高炭素マルテンサイトの低温焼戻し挙動に及ぼす合金元素の影響

丸澤 賢人*; 工藤 航平*; Zhang, Y.*; 宮本 吾郎*; 古原 忠*; 諸岡 聡

no journal, , 

The objective of this study is to clarify microstructure evolution during low-temperature tempering of high carbon martensite with addition of various third alloying elements, by particularly focusing the early-stage reactions. Fe-0.8mass%C (Base alloy) and Fe-0.8mass%C-2at%M (M alloy: M = Al, Si, Mn, Cr) were used. The as-quenched specimens were either continuously heated to 873 K at various rates of 5-20 K/min, or isothermally held at various temperatures of 333-453 K, whose kinetics were evaluated by calorimetric, dilatometric and resistometric analyses, respectively.

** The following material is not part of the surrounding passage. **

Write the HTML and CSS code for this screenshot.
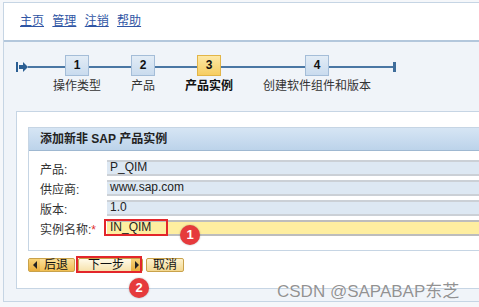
FILE: index.html
```html
<!DOCTYPE html>
<html lang="zh">

<head>
    <meta charset="UTF-8">
    <title>添加新非 SAP 产品实例</title>
    <link rel="stylesheet" href="styles.css">
</head>

<body>

    <div class="frame">
        <div class="nav">
            <a href="#">主页</a>
            <a href="#">管理</a>
            <a href="#">注销</a>
            <a href="#">帮助</a>
        </div>

        <div class="content">
            <div class="wizard">
                <svg class="start-icon" width="12" height="10" viewBox="0 0 12 10">
                    <rect x="0" y="0" width="2" height="10" fill="#2b5f93"/>
                    <rect x="3" y="3" width="4" height="4" fill="#2b5f93"/>
                    <polygon points="7,0 12,5 7,10" fill="#2b5f93"/>
                </svg>
                <div class="track">
                    <div class="step">
                        <div class="step-box">1</div>
                        <div class="step-label">操作类型</div>
                    </div>
                    <div class="step">
                        <div class="step-box">2</div>
                        <div class="step-label">产品</div>
                    </div>
                    <div class="step current">
                        <div class="step-box">3</div>
                        <div class="step-label">产品实例</div>
                    </div>
                    <div class="step">
                        <div class="step-box">4</div>
                        <div class="step-label">创建软件组件和版本</div>
                    </div>
                </div>
            </div>

            <div class="panel">
                <div class="form-box">
                    <div class="form-head">添加新非 SAP 产品实例</div>
                    <div class="form-rows">
                        <div class="row">
                            <label>产品:</label>
                            <div class="field">P_QIM</div>
                        </div>
                        <div class="row">
                            <label>供应商:</label>
                            <div class="field">www.sap.com</div>
                        </div>
                        <div class="row">
                            <label>版本:</label>
                            <div class="field">1.0</div>
                        </div>
                        <div class="row">
                            <label>实例名称:<span class="req">*</span></label>
                            <div class="field required">IN_QIM</div>
                            <span class="mark mark-field"></span>
                            <span class="badge badge-1">1</span>
                        </div>
                    </div>
                </div>

                <div class="buttons">
                    <button class="btn btn-back"><span class="arrow-l"></span>后退</button>
                    <button class="btn btn-next">下一步<span class="arrow-r"></span></button>
                    <button class="btn">取消</button>
                    <span class="mark mark-btn"></span>
                    <span class="badge badge-2">2</span>
                </div>
            </div>
        </div>
    </div>

    <div class="watermark">CSDN @SAPABAP东芝</div>

</body>
</html>
```

FILE: styles.css
```css
body {
    font-family: "Liberation Sans", "Noto Sans CJK SC", sans-serif;
    font-size: 12px;
    color: #333;
    background-color: #f5f7fa;
    margin: 0;
    padding-top: 2px;
    overflow: hidden;
}

.frame {
    margin-left: 3px;
    width: 620px;
    border: 1px solid #c6d5e4;
    border-right: none;
    background-color: #fff;
}

.nav {
    height: 39px;
    padding: 10px 0 0 16px;
    box-sizing: border-box;
    line-height: 16px;
    border-bottom: 2px solid #b3c7dc;
}

.nav a {
    color: #2f55a4;
    text-decoration: underline;
    margin-right: 5px;
}

.content {
    background-color: #f0f4f9;
    padding: 13px 0 12px 12px;
}

/* wizard */
.wizard {
    display: flex;
    align-items: flex-start;
    margin-bottom: 18px;
}

.start-icon {
    margin-top: 7px;
    flex: none;
}

.track {
    position: relative;
    display: flex;
    gap: 30px;
    padding: 0 25px;
}

.track::before {
    content: "";
    position: absolute;
    left: 0;
    right: 0;
    top: 11px;
    height: 2px;
    background-color: #4a77a4;
}

.track::after {
    content: "";
    position: absolute;
    right: 0;
    top: 7px;
    width: 3px;
    height: 10px;
    background-color: #3f6d9b;
}

.step {
    position: relative;
    display: flex;
    flex-direction: column;
    align-items: center;
}

.step-box {
    width: 24px;
    height: 21px;
    box-sizing: border-box;
    border: 1px solid #a4bdd8;
    background: linear-gradient(#e2ecf6, #c9dbee);
    font-weight: bold;
    color: #111;
    text-align: center;
    line-height: 19px;
}

.step-label {
    margin-top: 3px;
    line-height: 14px;
    white-space: nowrap;
}

.current .step-box {
    border-color: #e2b548;
    background: linear-gradient(#fde8a6, #f6cd62);
}

.current .step-label {
    font-weight: bold;
    color: #111;
}

/* panel */
.panel {
    position: relative;
    background-color: #fff;
    border: 1px solid #c6d5e4;
    border-right: none;
    padding: 15px 0 16px 11px;
}

.form-box {
    border: 1px solid #c6d5e4;
    border-right: none;
}

.form-head {
    height: 22px;
    line-height: 22px;
    padding-left: 11px;
    font-weight: bold;
    color: #222;
    background: linear-gradient(#d6e5f4, #bcd3ea);
    border-bottom: 1px solid #9fb8d1;
}

.form-rows {
    display: flex;
    flex-direction: column;
    gap: 4px;
    padding: 9px 0 14px 11px;
}

.row {
    position: relative;
    display: flex;
    align-items: center;
    height: 16px;
}

.row label {
    width: 67px;
    flex: none;
}

.req {
    color: #e03030;
}

.field {
    flex: 1;
    height: 16px;
    box-sizing: border-box;
    border-top: 2px solid #cbd0d6;
    border-bottom: 2px solid #cbd0d6;
    background-color: #dde8f3;
    padding-left: 3px;
    line-height: 11px;
    color: #222;
}

.field.required {
    background-color: #feeea0;
    border-color: #bdbdbd;
}

/* buttons */
.buttons {
    position: relative;
    display: flex;
    gap: 3px;
    margin-top: 7px;
}

.btn {
    font-family: inherit;
    font-size: 12px;
    height: 14px;
    padding: 0 6px;
    line-height: 12px;
    border: 1px solid #c9a24b;
    border-radius: 2px;
    background: linear-gradient(#fdf2cf, #f3d891);
    color: #111;
    display: flex;
    align-items: center;
    gap: 4px;
}

.btn-back {
    padding-left: 0;
    background: linear-gradient(#fbe09a, #f1bf52);
}

.btn-next {
    padding-right: 0;
    padding-left: 9px;
    gap: 7px;
    background: linear-gradient(#fffaea, #f6e2ac);
}

.arrow-l,
.arrow-r {
    width: 11px;
    height: 12px;
    display: flex;
    align-items: center;
    justify-content: center;
    background: linear-gradient(#f8d47a, #e8ad3c);
}

.arrow-l::before {
    content: "";
    border-right: 4px solid #222;
    border-top: 4px solid transparent;
    border-bottom: 4px solid transparent;
}

.arrow-r::before {
    content: "";
    border-left: 4px solid #222;
    border-top: 4px solid transparent;
    border-bottom: 4px solid transparent;
}

/* annotations */
.mark {
    position: absolute;
    border: 2px solid #e3262b;
}

.mark-field {
    left: 64px;
    top: -1px;
    width: 60px;
    height: 13px;
}

.mark-btn {
    left: 48px;
    top: -2px;
    width: 62px;
    height: 13px;
}

.badge {
    position: absolute;
    width: 20px;
    height: 20px;
    border-radius: 50%;
    background-color: #e63a3c;
    color: #fff;
    font-weight: bold;
    font-size: 13px;
    line-height: 20px;
    text-align: center;
    box-shadow: 0 0 2px rgba(0, 0, 0, 0.3);
}

.badge-1 {
    left: 140px;
    top: 5px;
}

.badge-2 {
    left: 101px;
    top: 20px;
}

.watermark {
    position: absolute;
    left: 277px;
    top: 277px;
    font-size: 17px;
    color: rgba(110, 110, 110, 0.75);
    text-shadow: 0 0 1px #fff;
}
```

Furthermore, in-situ neutron diffraction experiment and microstructure observation using TEM and 3DAP were conducted. As the result, the tetragonality is found to be gradually decreased during heating, especially in the temperature range of the 1st stage of tempering. Its decreasing rate is strongly retarded by Al addition, whereas the effects of other alloying elements are relatively small. Such effects were also recognized by the calorimetric and dilatometric analyses. In these specimens, heterogeneity in carbon distribution is induced by precipitation of metastable iron carbide. When the parameter (deviation from the binomial distribution) is used to evaluate the degree of heterogeneity, a much lower value in the Al alloy than the other alloys indicates retarded carbide precipitation by Al addition. This is also consistent with the smaller reduction in solute carbon content in the Al alloy. By assuming the linear relationship between tetragonality and solute carbon content, this observation corresponds to the retardation effect on decreasing rate of tetragonality.